--- START THE INPUT ---

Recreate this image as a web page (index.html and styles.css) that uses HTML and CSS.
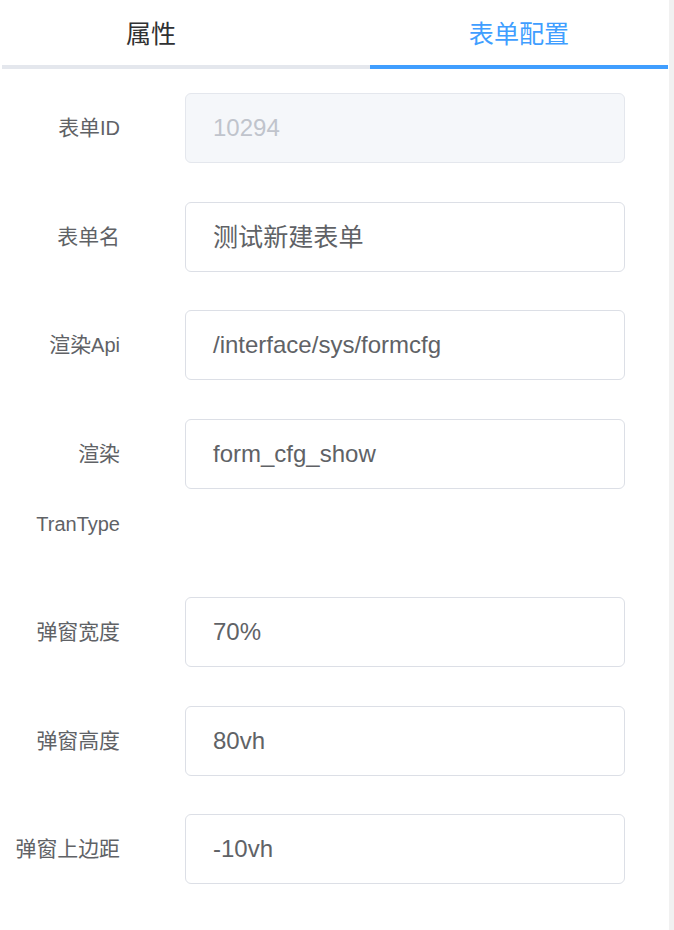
FILE: index.html
```html
<!DOCTYPE html>
<html lang="zh">
<head>
<meta charset="utf-8">
<link rel="stylesheet" href="styles.css">
</head>
<body>
<div class="page">
  <div class="panel">
    <div class="tabs">
      <div class="tab tab-left"><span class="zh">属性</span></div>
      <div class="tab tab-active"><span class="zh">表单配置</span></div>
    </div>
    <div class="form">
      <div class="row">
        <div class="label"><span class="zh">表单</span>ID</div>
        <div class="input disabled">10294</div>
      </div>
      <div class="row">
        <div class="label"><span class="zh">表单名</span></div>
        <div class="input"><span class="zh">测试新建表单</span></div>
      </div>
      <div class="row">
        <div class="label"><span class="zh">渲染</span>Api</div>
        <div class="input">/interface/sys/formcfg</div>
      </div>
      <div class="row">
        <div class="label"><span class="zh">渲染</span>TranType</div>
        <div class="input">form_cfg_show</div>
      </div>
      <div class="row">
        <div class="label"><span class="zh">弹窗宽度</span></div>
        <div class="input">70%</div>
      </div>
      <div class="row">
        <div class="label"><span class="zh">弹窗高度</span></div>
        <div class="input">80vh</div>
      </div>
      <div class="row">
        <div class="label"><span class="zh">弹窗上边距</span></div>
        <div class="input">-10vh</div>
      </div>
    </div>
  </div>
  <div class="gutter"></div>
</div>
</body>
</html>
```

FILE: styles.css
```css
html, body {
  margin: 0;
  padding: 0;
  background: #ffffff;
}
body {
  font-family: "Liberation Sans", "Noto Sans CJK SC", sans-serif;
}
.zh {
  font-size: 1.045em;
}
.page {
  display: flex;
  width: 674px;
  height: 930px;
  overflow: hidden;
}
.panel {
  width: 669px;
  background: #ffffff;
}
.gutter {
  width: 5px;
  background: #f1f1f1;
}
.tabs {
  display: flex;
  padding-left: 2px;
  width: 666px;
}
.tab {
  height: 65px;
  line-height: 68px;
  font-size: 24px;
  text-align: center;
  box-sizing: content-box;
}
.tab-left {
  flex: 1;
  color: #303133;
  padding-right: 70px;
  border-bottom: 4px solid #e4e7ed;
}
.tab-active {
  width: 298px;
  color: #409eff;
  border-bottom: 4px solid #409eff;
}
.form {
  padding-top: 24px;
}
.row {
  display: grid;
  grid-template-columns: 120px 440px;
  column-gap: 65px;
  margin-bottom: 38.5px;
  align-items: start;
}
.label {
  font-size: 20px;
  line-height: 70px;
  color: #606266;
  text-align: right;
}
.input {
  height: 70px;
  box-sizing: border-box;
  border: 1px solid #dcdfe6;
  border-radius: 6px;
  padding-left: 27px;
  font-size: 24px;
  line-height: 68px;
  color: #606266;
  background: #ffffff;
}
.input.disabled {
  background: #f5f7fa;
  border-color: #e4e7ed;
  color: #c0c4cc;
}
```
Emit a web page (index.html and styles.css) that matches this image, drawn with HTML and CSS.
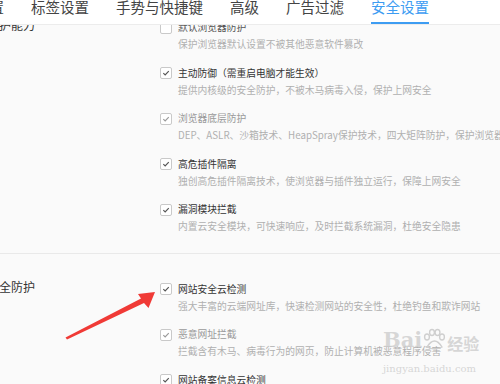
FILE: index.html
```html
<!DOCTYPE html>
<html lang="zh">
<head>
<meta charset="utf-8">
<link rel="stylesheet" href="styles.css">
</head>
<body>
<div class="page">
  <div class="nav">
    <span class="tab tab-first">基本设置</span>
    <span class="tab">标签设置</span>
    <span class="tab">手势与快捷键</span>
    <span class="tab">高级</span>
    <span class="tab">广告过滤</span>
    <span class="tab active">安全设置</span>
  </div>
  <div class="viewport">
    <div class="scroll">
      <section class="sec sec-first">
        <div class="label">防护能力</div>
        <div class="opts">
          <div class="opt">
            <span class="cb"></span>
            <div class="txt"><div class="t mid">默认浏览器防护</div><div class="d">保护浏览器默认设置不被其他恶意软件篡改</div></div>
          </div>
          <div class="opt">
            <span class="cb"><svg viewBox="0 0 12 12"><path d="M2.8 6.2 L5 8.3 L9.3 3.7"/></svg></span>
            <div class="txt"><div class="t">主动防御（需重启电脑才能生效）</div><div class="d">提供内核级的安全防护，不被木马病毒入侵，保护上网安全</div></div>
          </div>
          <div class="opt dim">
            <span class="cb"><svg viewBox="0 0 12 12"><path d="M2.8 6.2 L5 8.3 L9.3 3.7"/></svg></span>
            <div class="txt"><div class="t">浏览器底层防护</div><div class="d">DEP、ASLR、沙箱技术、HeapSpray保护技术，四大矩阵防护，保护浏览器的安全</div></div>
          </div>
          <div class="opt">
            <span class="cb"><svg viewBox="0 0 12 12"><path d="M2.8 6.2 L5 8.3 L9.3 3.7"/></svg></span>
            <div class="txt"><div class="t">高危插件隔离</div><div class="d">独创高危插件隔离技术，使浏览器与插件独立运行，保障上网安全</div></div>
          </div>
          <div class="opt">
            <span class="cb"><svg viewBox="0 0 12 12"><path d="M2.8 6.2 L5 8.3 L9.3 3.7"/></svg></span>
            <div class="txt"><div class="t">漏洞模块拦截</div><div class="d">内置云安全模块，可快速响应，及时拦截系统漏洞，杜绝安全隐患</div></div>
          </div>
        </div>
      </section>
      <section class="sec">
        <div class="label">安全防护</div>
        <div class="opts">
          <div class="opt">
            <span class="cb"><svg viewBox="0 0 12 12"><path d="M2.8 6.2 L5 8.3 L9.3 3.7"/></svg></span>
            <div class="txt"><div class="t">网站安全云检测</div><div class="d">强大丰富的云端网址库，快速检测网站的安全性，杜绝钓鱼和欺诈网站</div></div>
          </div>
          <div class="opt dim">
            <span class="cb"><svg viewBox="0 0 12 12"><path d="M2.8 6.2 L5 8.3 L9.3 3.7"/></svg></span>
            <div class="txt"><div class="t">恶意网址拦截</div><div class="d">拦截含有木马、病毒行为的网页，防止计算机被恶意程序侵害</div></div>
          </div>
          <div class="opt">
            <span class="cb"><svg viewBox="0 0 12 12"><path d="M2.8 6.2 L5 8.3 L9.3 3.7"/></svg></span>
            <div class="txt"><div class="t">网站备案信息云检测</div><div class="d">检测网站的备案信息</div></div>
          </div>
        </div>
      </section>
    </div>
  </div>

  <svg class="arrow" viewBox="0 0 500 384" width="500" height="384">
    <polygon points="65.5,337.5 141,298.5 138,294 155,292 148.5,308 144,303 67,339.5" fill="#f03a36"/>
  </svg>

  <div class="watermark">
    <div class="wm-top"><span class="wm-bai">Bai</span><span class="wm-paw">
      <svg viewBox="0 0 24 24" width="24" height="24"><g fill="none" stroke="#cfcfcf" stroke-width="1.4"><ellipse cx="5" cy="9" rx="2.4" ry="3"/><ellipse cx="10" cy="4.5" rx="2.4" ry="3"/><ellipse cx="15.5" cy="4.5" rx="2.4" ry="3"/><ellipse cx="20" cy="9" rx="2.4" ry="3"/><path d="M5 19 Q12.5 7 20 19 Q12.5 23 5 19Z"/></g></svg>
    </span><span class="wm-jy">经验</span></div>
    <div class="wm-url">jingyan.baidu.com</div>
  </div>
</div>
</body>
</html>
```

FILE: styles.css
```css
* { box-sizing: border-box; }
html, body { margin: 0; padding: 0; }
body {
  width: 500px;
  height: 384px;
  overflow: hidden;
  font-family: "Noto Sans CJK SC", "Noto Sans", sans-serif;
  background: #fafafa;
}
.page {
  position: relative;
  width: 500px;
  height: 384px;
  overflow: hidden;
  display: flex;
  flex-direction: column;
}
.nav {
  flex: none;
  height: 25px;
  background: #fff;
  border-bottom: 1px solid #ececec;
  display: flex;
  gap: 27px;
  white-space: nowrap;
  position: relative;
  z-index: 2;
}
.tab {
  font-size: 14.5px;
  line-height: 14px;
  height: 24px;
  color: #444;
}
.tab-first { margin-left: -54px; }
.tab.active {
  color: #3d9cf2;
  border-bottom: 2px solid #3d9cf2;
}
.viewport {
  flex: 1;
  overflow: hidden;
  position: relative;
  z-index: 1;
}
.scroll {
  margin-top: -6px;
}
.sec {
  display: flex;
  padding-bottom: 18px;
  border-bottom: 1px solid #e9e9e9;
}
.sec + .sec {
  padding-top: 26.5px;
  border-bottom: none;
}
.label {
  flex: none;
  width: 160px;
  margin-left: -13px;
  margin-right: 13px;
  font-size: 12px;
  line-height: 17px;
  margin-top: -3px;
  color: #333;
  white-space: nowrap;
}
.opts {
  display: flex;
  flex-direction: column;
  gap: 11.5px;
  white-space: nowrap;
}
.opt {
  display: flex;
  gap: 6px;
}
.cb {
  flex: none;
  width: 12px;
  height: 12px;
  margin-top: 2.5px;
  border: 1px solid #c9c9c9;
  border-radius: 2px;
  background: #fff;
  display: flex;
}
.cb svg {
  width: 10px;
  height: 10px;
  fill: none;
  stroke: #555;
  stroke-width: 1.4;
}
.t {
  font-size: 9.75px;
  line-height: 17px;
  color: #333;
}
.t.mid { color: #555; }
.d {
  font-size: 9.75px;
  line-height: 17px;
  color: #b0b0b0;
}
.dim .t { color: #999; }
.dim .cb svg { stroke: #9a9a9a; }
.arrow {
  position: absolute;
  left: 0;
  top: 0;
  z-index: 3;
  pointer-events: none;
}
.watermark {
  position: absolute;
  left: 383px;
  top: 324px;
  z-index: 3;
  color: rgba(205, 205, 205, 0.8);
  pointer-events: none;
  white-space: nowrap;
}
.wm-top {
  display: flex;
  align-items: center;
  font-family: "DejaVu Serif", serif;
  font-size: 21px;
  line-height: 26px;
  font-weight: bold;
}
.wm-paw { display: flex; margin: 0 1px 0 0; }
.wm-jy { font-family: "Noto Sans CJK SC", sans-serif; font-size: 16px; font-weight: bold; margin-top: 6px; }
.wm-url {
  font-family: "DejaVu Serif", serif;
  font-size: 10px;
  line-height: 12px;
  margin-top: 7px;
}
```
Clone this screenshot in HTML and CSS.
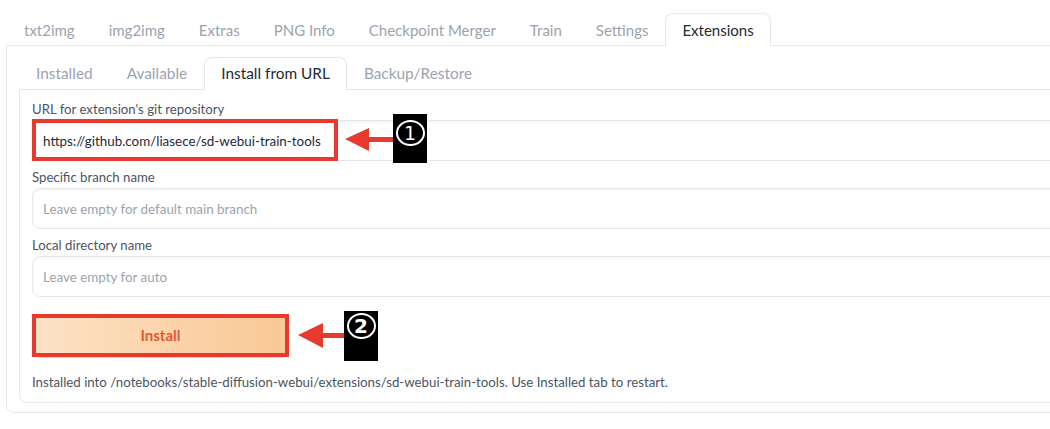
FILE: index.html
```html
<!DOCTYPE html>
<html lang="en">
<head>
<meta charset="utf-8">
<title>Extensions - Install from URL</title>
<link rel="stylesheet" href="styles.css">
</head>
<body>
<div class="app">
  <nav class="tab-nav top-nav">
    <button class="tab">txt2img</button>
    <button class="tab">img2img</button>
    <button class="tab">Extras</button>
    <button class="tab">PNG Info</button>
    <button class="tab">Checkpoint Merger</button>
    <button class="tab">Train</button>
    <button class="tab">Settings</button>
    <button class="tab active">Extensions</button>
  </nav>
  <div class="panel outer-panel">
    <nav class="tab-nav inner-nav">
      <button class="tab sub">Installed</button>
      <button class="tab sub">Available</button>
      <button class="tab sub active">Install from URL</button>
      <button class="tab sub">Backup/Restore</button>
    </nav>
    <div class="panel inner-panel">
      <div class="field">
        <label class="field-label">URL for extension's git repository</label>
        <div class="input filled">https://github.com/liasece/sd-webui-train-tools</div>
      </div>
      <div class="field">
        <label class="field-label">Specific branch name</label>
        <div class="input placeholder">Leave empty for default main branch</div>
      </div>
      <div class="field">
        <label class="field-label">Local directory name</label>
        <div class="input placeholder">Leave empty for auto</div>
      </div>
      <button class="install-btn">Install</button>
      <p class="status">Installed into /notebooks/stable-diffusion-webui/extensions/sd-webui-train-tools. Use Installed tab to restart.</p>
    </div>
  </div>

  <div class="mark mark-url"></div>
  <svg class="arrow arrow-1" width="48" height="24" viewBox="0 0 48 24"><polygon points="0,11 24,0 24,23" fill="#e8392f"/><rect x="22" y="9" width="26" height="5" fill="#e8392f"/></svg>
  <div class="badge badge-1"><span class="circle thin">1</span></div>

  <div class="mark mark-btn"></div>
  <svg class="arrow arrow-2" width="46" height="26" viewBox="0 0 46 26"><polygon points="0,12 25,0 25,25" fill="#e8392f"/><rect x="23" y="10" width="23" height="5" fill="#e8392f"/></svg>
  <div class="badge badge-2"><span class="circle bold">2</span></div>
</div>
</body>
</html>
```

FILE: styles.css
```css
html, body {
  margin: 0;
  padding: 0;
  background: #ffffff;
  overflow: hidden;
}

body {
  font-family: Lato, "Source Sans Pro", "Noto Sans", sans-serif;
  color: #1f2937;
}

.app {
  position: relative;
  width: 1100px;
  padding: 13px 0 0 6px;
  box-sizing: border-box;
}

.tab-nav {
  display: flex;
  position: relative;
  z-index: 1;
}

.top-nav {
  padding-left: 1px;
}

.tab {
  height: 33px;
  padding: 0 16px 1px 16px;
  margin: 0 0 -1px 0;
  font-family: inherit;
  font-size: 15px;
  color: #9ca3af;
  background: transparent;
  border: 1px solid transparent;
  border-bottom: none;
  border-radius: 8px 8px 0 0;
  cursor: pointer;
}

.tab.sub {
  font-size: 15.4px;
  padding-bottom: 2px;
}

.tab.active {
  color: #1f2937;
  background: #ffffff;
  border-color: #e5e7eb;
}

.panel {
  border: 1px solid #e5e7eb;
  border-radius: 0 8px 8px 8px;
  background: #ffffff;
}

.outer-panel {
  padding: 11px 12px 9px 12px;
}

.inner-panel {
  padding: 9px 12px 10px 12px;
}

.field {
  display: flex;
  flex-direction: column;
  margin-bottom: 6px;
}

.field-label {
  font-size: 13.2px;
  line-height: 20px;
  color: #4b5563;
  margin-bottom: 1px;
}

.input {
  height: 41px;
  box-sizing: border-box;
  display: flex;
  align-items: center;
  padding: 0 10px;
  font-size: 13.4px;
  border: 1px solid #e5e7eb;
  border-radius: 8px;
  box-shadow: inset 0 2px 2px rgba(0, 0, 0, 0.035);
}

.input.filled {
  color: #1f2937;
}

.input.placeholder {
  color: #9ca3af;
}

.install-btn {
  display: block;
  width: 257px;
  height: 43px;
  margin-top: 18px;
  padding: 0 0 4px 0;
  font-family: inherit;
  font-size: 15px;
  font-weight: 700;
  color: #e8572f;
  background: linear-gradient(to right, #fde2c6, #f9c894);
  border: 1px solid #fcd2a8;
  border-radius: 8px;
}

.status {
  margin: 14px 0 0 0;
  font-size: 13.25px;
  line-height: 20px;
  color: #4b5563;
}

/* annotation overlays */
.mark {
  position: absolute;
  box-sizing: border-box;
  border: 4px solid #e8392f;
}

.mark-url {
  left: 32px;
  top: 119px;
  width: 306px;
  height: 42px;
}

.mark-btn {
  left: 32px;
  top: 314px;
  width: 257px;
  height: 43px;
}

.arrow {
  position: absolute;
  display: block;
}

.arrow-1 {
  left: 345px;
  top: 128px;
}

.arrow-2 {
  left: 298px;
  top: 323px;
}

.badge {
  position: absolute;
  background: #000000;
  display: flex;
  justify-content: center;
  align-items: flex-start;
  box-sizing: border-box;
}

.badge-1 {
  left: 393px;
  top: 114px;
  width: 34px;
  height: 49px;
  padding-top: 6px;
}

.badge-2 {
  left: 344px;
  top: 311px;
  width: 34px;
  height: 50px;
  padding-top: 2px;
}

.circle {
  width: 25px;
  height: 22px;
  border: 2px solid #ffffff;
  border-radius: 50%;
  color: #ffffff;
  display: flex;
  justify-content: center;
  align-items: center;
  font-family: "DejaVu Sans", sans-serif;
  line-height: 1;
}

.circle.thin {
  font-size: 19px;
  font-weight: 400;
}

.circle.bold {
  font-size: 20px;
  font-weight: 700;
}
```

--- END THE INPUT ---

GIVEN PROBLEM:
Go through the records above and copy every line with the word "that".

EXERCISE ANSWER:
Recreate this image as a web page (index.html and styles.css) that uses HTML and CSS.
Emit a web page (index.html and styles.css) that matches this image, drawn with HTML and CSS.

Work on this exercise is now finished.